Consideration of Punitive Damages
The court then addressed the plaintiffs' request for punitive or exemplary damages under the CEA. The plaintiffs sought these damages based on allegations of willful and intentional violations by the defendants. However, the court found that the plaintiffs did not adequately allege that the defendants had committed such violations on the floor of a contract market, which is a prerequisite for claiming punitive damages under the statute. Without specific allegations demonstrating willful wrongdoing, the court granted the motion to dismiss the request for punitive damages, concluding that the plaintiffs failed to meet the necessary legal standard. This aspect of the ruling underscored the importance of clearly articulating claims of intentional misconduct when seeking enhanced damages.

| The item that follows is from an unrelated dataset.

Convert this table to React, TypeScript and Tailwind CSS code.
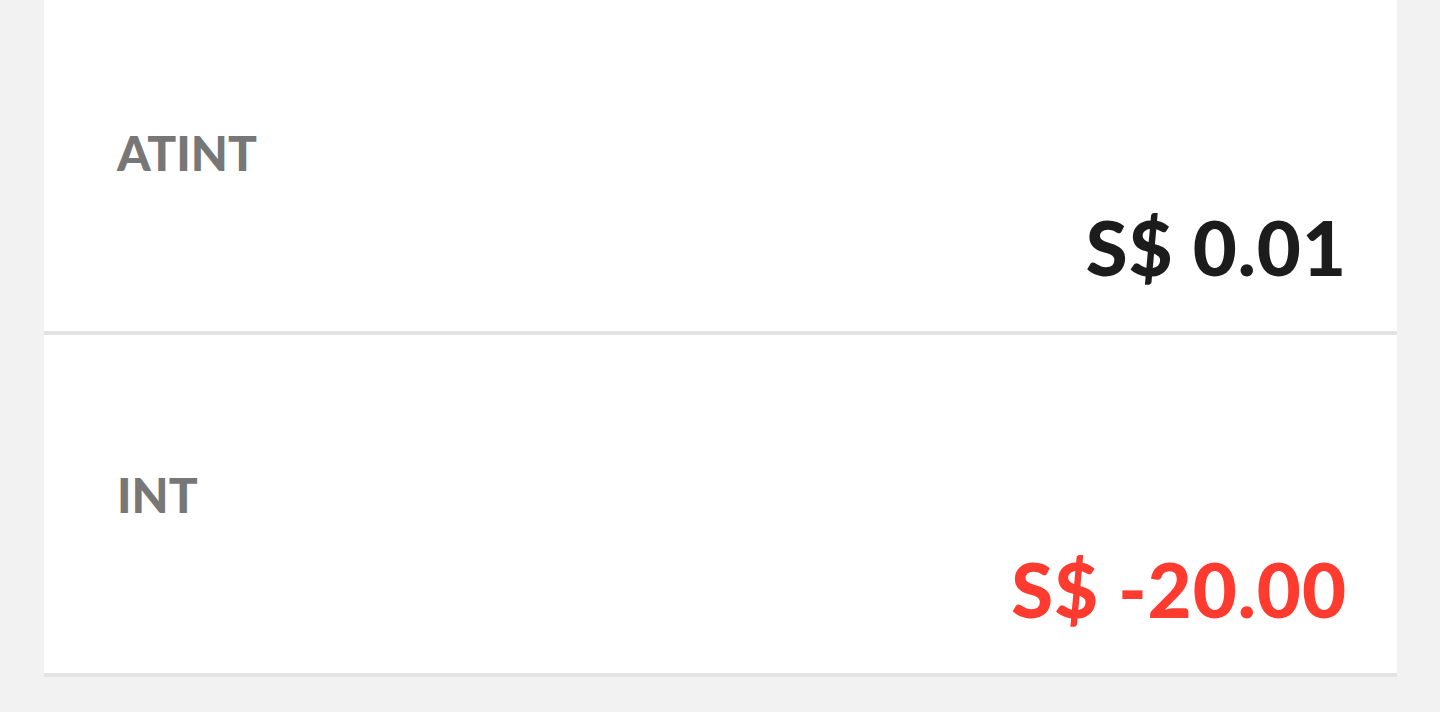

Jurisdiction Over State Law Claims
Finally, the court considered the implications of its rulings on the plaintiffs' state law claims. Since the court denied the motion to dismiss the CEA claims, it maintained jurisdiction over the remaining state law claims under the principle of supplemental jurisdiction. The court explained that as long as at least one federal claim remained viable, it had the authority to hear related state law claims arising from the same set of facts. This decision allowed the plaintiffs to continue pursuing their state law claims, despite the dismissal of their RICO claims. The court's ruling emphasized the interconnectedness of federal and state claims in complex litigation involving multiple legal issues.